§ **TASK BRIEF**: An exact copy of all the data is required, with pictures left out.

## START DATA SHOWN

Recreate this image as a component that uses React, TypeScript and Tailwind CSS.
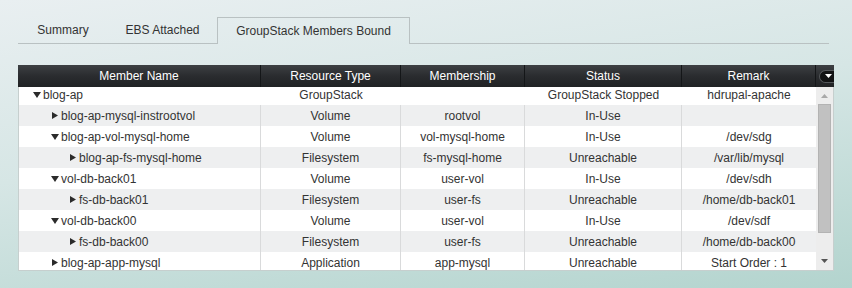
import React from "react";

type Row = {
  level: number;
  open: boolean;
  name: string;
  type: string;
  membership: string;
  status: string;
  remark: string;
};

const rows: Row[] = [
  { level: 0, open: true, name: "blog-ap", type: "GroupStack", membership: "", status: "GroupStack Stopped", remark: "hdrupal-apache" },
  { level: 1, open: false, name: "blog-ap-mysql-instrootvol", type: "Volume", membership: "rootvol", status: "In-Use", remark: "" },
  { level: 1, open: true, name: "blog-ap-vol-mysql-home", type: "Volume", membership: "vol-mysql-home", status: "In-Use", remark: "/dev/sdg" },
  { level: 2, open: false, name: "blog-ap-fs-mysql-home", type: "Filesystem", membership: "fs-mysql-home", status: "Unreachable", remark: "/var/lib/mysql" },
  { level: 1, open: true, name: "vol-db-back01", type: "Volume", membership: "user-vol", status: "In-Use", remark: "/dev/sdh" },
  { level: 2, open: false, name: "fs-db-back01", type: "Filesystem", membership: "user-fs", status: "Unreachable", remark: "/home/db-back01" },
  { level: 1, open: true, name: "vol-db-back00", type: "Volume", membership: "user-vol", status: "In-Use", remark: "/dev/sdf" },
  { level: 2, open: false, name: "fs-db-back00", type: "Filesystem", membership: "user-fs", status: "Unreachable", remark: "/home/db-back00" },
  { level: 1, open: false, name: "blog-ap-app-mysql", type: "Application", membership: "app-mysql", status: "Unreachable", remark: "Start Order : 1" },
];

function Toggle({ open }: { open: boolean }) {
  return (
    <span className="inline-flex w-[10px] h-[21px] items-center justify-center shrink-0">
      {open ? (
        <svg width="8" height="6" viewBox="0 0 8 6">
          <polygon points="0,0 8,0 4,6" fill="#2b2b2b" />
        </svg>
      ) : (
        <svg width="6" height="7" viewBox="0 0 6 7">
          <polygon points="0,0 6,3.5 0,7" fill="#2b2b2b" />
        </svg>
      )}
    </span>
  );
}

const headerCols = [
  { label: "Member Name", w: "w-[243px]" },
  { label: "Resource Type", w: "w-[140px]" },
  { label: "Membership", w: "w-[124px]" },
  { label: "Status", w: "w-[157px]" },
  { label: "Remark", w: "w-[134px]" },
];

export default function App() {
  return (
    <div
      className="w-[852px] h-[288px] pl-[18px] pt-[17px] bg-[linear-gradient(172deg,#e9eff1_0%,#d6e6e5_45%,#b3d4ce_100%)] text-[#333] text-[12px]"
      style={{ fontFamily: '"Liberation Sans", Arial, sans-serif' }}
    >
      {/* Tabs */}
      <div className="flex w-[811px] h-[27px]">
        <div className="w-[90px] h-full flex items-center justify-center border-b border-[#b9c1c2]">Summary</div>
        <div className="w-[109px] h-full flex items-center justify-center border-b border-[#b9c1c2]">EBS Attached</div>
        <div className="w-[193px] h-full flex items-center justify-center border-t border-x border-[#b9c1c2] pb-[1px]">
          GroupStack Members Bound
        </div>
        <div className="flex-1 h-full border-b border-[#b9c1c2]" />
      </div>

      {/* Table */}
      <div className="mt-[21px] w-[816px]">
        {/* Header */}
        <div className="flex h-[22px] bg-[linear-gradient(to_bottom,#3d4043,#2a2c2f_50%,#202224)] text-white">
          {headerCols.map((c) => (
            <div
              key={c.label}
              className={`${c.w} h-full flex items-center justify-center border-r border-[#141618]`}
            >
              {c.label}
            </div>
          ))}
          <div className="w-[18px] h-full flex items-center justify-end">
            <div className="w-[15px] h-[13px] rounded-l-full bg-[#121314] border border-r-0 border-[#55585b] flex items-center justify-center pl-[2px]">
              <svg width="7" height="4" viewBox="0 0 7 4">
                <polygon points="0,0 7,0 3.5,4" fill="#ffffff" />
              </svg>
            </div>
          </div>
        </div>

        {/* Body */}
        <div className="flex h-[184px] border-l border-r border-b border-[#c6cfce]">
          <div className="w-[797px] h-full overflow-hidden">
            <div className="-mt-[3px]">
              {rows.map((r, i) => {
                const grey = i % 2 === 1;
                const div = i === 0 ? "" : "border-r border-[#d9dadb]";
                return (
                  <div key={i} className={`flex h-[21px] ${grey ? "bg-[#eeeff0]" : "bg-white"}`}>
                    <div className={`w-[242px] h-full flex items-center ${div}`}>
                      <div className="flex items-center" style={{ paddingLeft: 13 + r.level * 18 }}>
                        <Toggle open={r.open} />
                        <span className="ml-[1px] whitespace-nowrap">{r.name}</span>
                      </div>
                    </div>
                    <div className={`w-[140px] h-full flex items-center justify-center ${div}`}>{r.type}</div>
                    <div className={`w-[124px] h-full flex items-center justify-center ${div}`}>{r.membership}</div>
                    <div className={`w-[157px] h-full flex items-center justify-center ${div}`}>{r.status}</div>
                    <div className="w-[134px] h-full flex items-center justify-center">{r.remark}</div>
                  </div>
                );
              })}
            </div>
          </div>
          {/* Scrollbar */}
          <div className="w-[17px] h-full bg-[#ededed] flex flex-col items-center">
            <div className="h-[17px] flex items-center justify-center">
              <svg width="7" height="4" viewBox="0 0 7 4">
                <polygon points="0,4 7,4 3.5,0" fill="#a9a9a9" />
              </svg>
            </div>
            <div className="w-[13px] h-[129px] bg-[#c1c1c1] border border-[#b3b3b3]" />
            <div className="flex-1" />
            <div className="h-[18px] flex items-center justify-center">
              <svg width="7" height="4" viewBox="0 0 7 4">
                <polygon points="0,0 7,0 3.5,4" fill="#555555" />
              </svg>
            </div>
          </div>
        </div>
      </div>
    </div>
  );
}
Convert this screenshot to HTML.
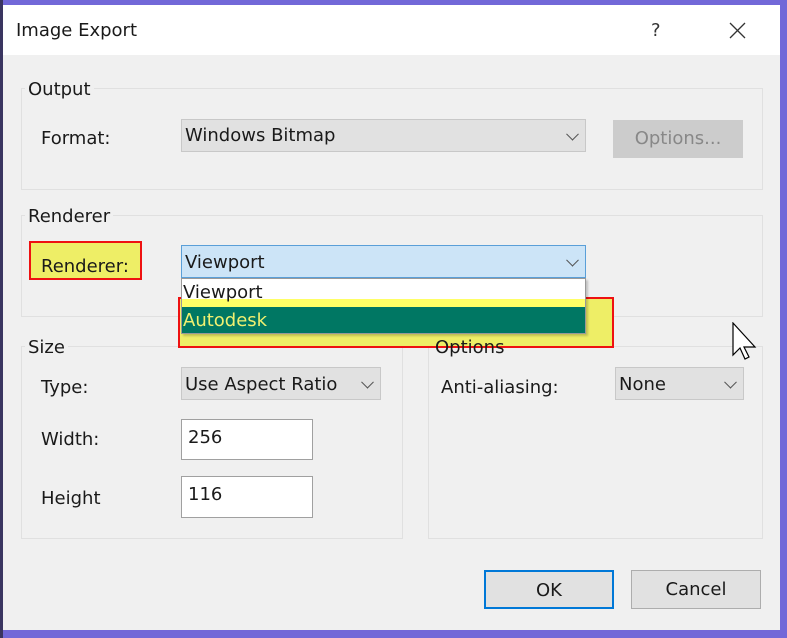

## END DATA SHOWN

§ **ANSWER FOR THIS EXERCISE**:
Recreate this image as a component that uses React, TypeScript and Tailwind CSS.
import React from "react";

type Row = {
  level: number;
  open: boolean;
  name: string;
  type: string;
  membership: string;
  status: string;
  remark: string;
};

const rows: Row[] = [
  { level: 0, open: true, name: "blog-ap", type: "GroupStack", membership: "", status: "GroupStack Stopped", remark: "hdrupal-apache" },
  { level: 1, open: false, name: "blog-ap-mysql-instrootvol", type: "Volume", membership: "rootvol", status: "In-Use", remark: "" },
  { level: 1, open: true, name: "blog-ap-vol-mysql-home", type: "Volume", membership: "vol-mysql-home", status: "In-Use", remark: "/dev/sdg" },
  { level: 2, open: false, name: "blog-ap-fs-mysql-home", type: "Filesystem", membership: "fs-mysql-home", status: "Unreachable", remark: "/var/lib/mysql" },
  { level: 1, open: true, name: "vol-db-back01", type: "Volume", membership: "user-vol", status: "In-Use", remark: "/dev/sdh" },
  { level: 2, open: false, name: "fs-db-back01", type: "Filesystem", membership: "user-fs", status: "Unreachable", remark: "/home/db-back01" },
  { level: 1, open: true, name: "vol-db-back00", type: "Volume", membership: "user-vol", status: "In-Use", remark: "/dev/sdf" },
  { level: 2, open: false, name: "fs-db-back00", type: "Filesystem", membership: "user-fs", status: "Unreachable", remark: "/home/db-back00" },
  { level: 1, open: false, name: "blog-ap-app-mysql", type: "Application", membership: "app-mysql", status: "Unreachable", remark: "Start Order : 1" },
];

function Toggle({ open }: { open: boolean }) {
  return (
    <span className="inline-flex w-[10px] h-[21px] items-center justify-center shrink-0">
      {open ? (
        <svg width="8" height="6" viewBox="0 0 8 6">
          <polygon points="0,0 8,0 4,6" fill="#2b2b2b" />
        </svg>
      ) : (
        <svg width="6" height="7" viewBox="0 0 6 7">
          <polygon points="0,0 6,3.5 0,7" fill="#2b2b2b" />
        </svg>
      )}
    </span>
  );
}

const headerCols = [
  { label: "Member Name", w: "w-[243px]" },
  { label: "Resource Type", w: "w-[140px]" },
  { label: "Membership", w: "w-[124px]" },
  { label: "Status", w: "w-[157px]" },
  { label: "Remark", w: "w-[134px]" },
];

export default function App() {
  return (
    <div
      className="w-[852px] h-[288px] pl-[18px] pt-[17px] bg-[linear-gradient(172deg,#e9eff1_0%,#d6e6e5_45%,#b3d4ce_100%)] text-[#333] text-[12px]"
      style={{ fontFamily: '"Liberation Sans", Arial, sans-serif' }}
    >
      {/* Tabs */}
      <div className="flex w-[811px] h-[27px]">
        <div className="w-[90px] h-full flex items-center justify-center border-b border-[#b9c1c2]">Summary</div>
        <div className="w-[109px] h-full flex items-center justify-center border-b border-[#b9c1c2]">EBS Attached</div>
        <div className="w-[193px] h-full flex items-center justify-center border-t border-x border-[#b9c1c2] pb-[1px]">
          GroupStack Members Bound
        </div>
        <div className="flex-1 h-full border-b border-[#b9c1c2]" />
      </div>

      {/* Table */}
      <div className="mt-[21px] w-[816px]">
        {/* Header */}
        <div className="flex h-[22px] bg-[linear-gradient(to_bottom,#3d4043,#2a2c2f_50%,#202224)] text-white">
          {headerCols.map((c) => (
            <div
              key={c.label}
              className={`${c.w} h-full flex items-center justify-center border-r border-[#141618]`}
            >
              {c.label}
            </div>
          ))}
          <div className="w-[18px] h-full flex items-center justify-end">
            <div className="w-[15px] h-[13px] rounded-l-full bg-[#121314] border border-r-0 border-[#55585b] flex items-center justify-center pl-[2px]">
              <svg width="7" height="4" viewBox="0 0 7 4">
                <polygon points="0,0 7,0 3.5,4" fill="#ffffff" />
              </svg>
            </div>
          </div>
        </div>

        {/* Body */}
        <div className="flex h-[184px] border-l border-r border-b border-[#c6cfce]">
          <div className="w-[797px] h-full overflow-hidden">
            <div className="-mt-[3px]">
              {rows.map((r, i) => {
                const grey = i % 2 === 1;
                const div = i === 0 ? "" : "border-r border-[#d9dadb]";
                return (
                  <div key={i} className={`flex h-[21px] ${grey ? "bg-[#eeeff0]" : "bg-white"}`}>
                    <div className={`w-[242px] h-full flex items-center ${div}`}>
                      <div className="flex items-center" style={{ paddingLeft: 13 + r.level * 18 }}>
                        <Toggle open={r.open} />
                        <span className="ml-[1px] whitespace-nowrap">{r.name}</span>
                      </div>
                    </div>
                    <div className={`w-[140px] h-full flex items-center justify-center ${div}`}>{r.type}</div>
                    <div className={`w-[124px] h-full flex items-center justify-center ${div}`}>{r.membership}</div>
                    <div className={`w-[157px] h-full flex items-center justify-center ${div}`}>{r.status}</div>
                    <div className="w-[134px] h-full flex items-center justify-center">{r.remark}</div>
                  </div>
                );
              })}
            </div>
          </div>
          {/* Scrollbar */}
          <div className="w-[17px] h-full bg-[#ededed] flex flex-col items-center">
            <div className="h-[17px] flex items-center justify-center">
              <svg width="7" height="4" viewBox="0 0 7 4">
                <polygon points="0,4 7,4 3.5,0" fill="#a9a9a9" />
              </svg>
            </div>
            <div className="w-[13px] h-[129px] bg-[#c1c1c1] border border-[#b3b3b3]" />
            <div className="flex-1" />
            <div className="h-[18px] flex items-center justify-center">
              <svg width="7" height="4" viewBox="0 0 7 4">
                <polygon points="0,0 7,0 3.5,4" fill="#555555" />
              </svg>
            </div>
          </div>
        </div>
      </div>
    </div>
  );
}
Convert this screenshot to HTML.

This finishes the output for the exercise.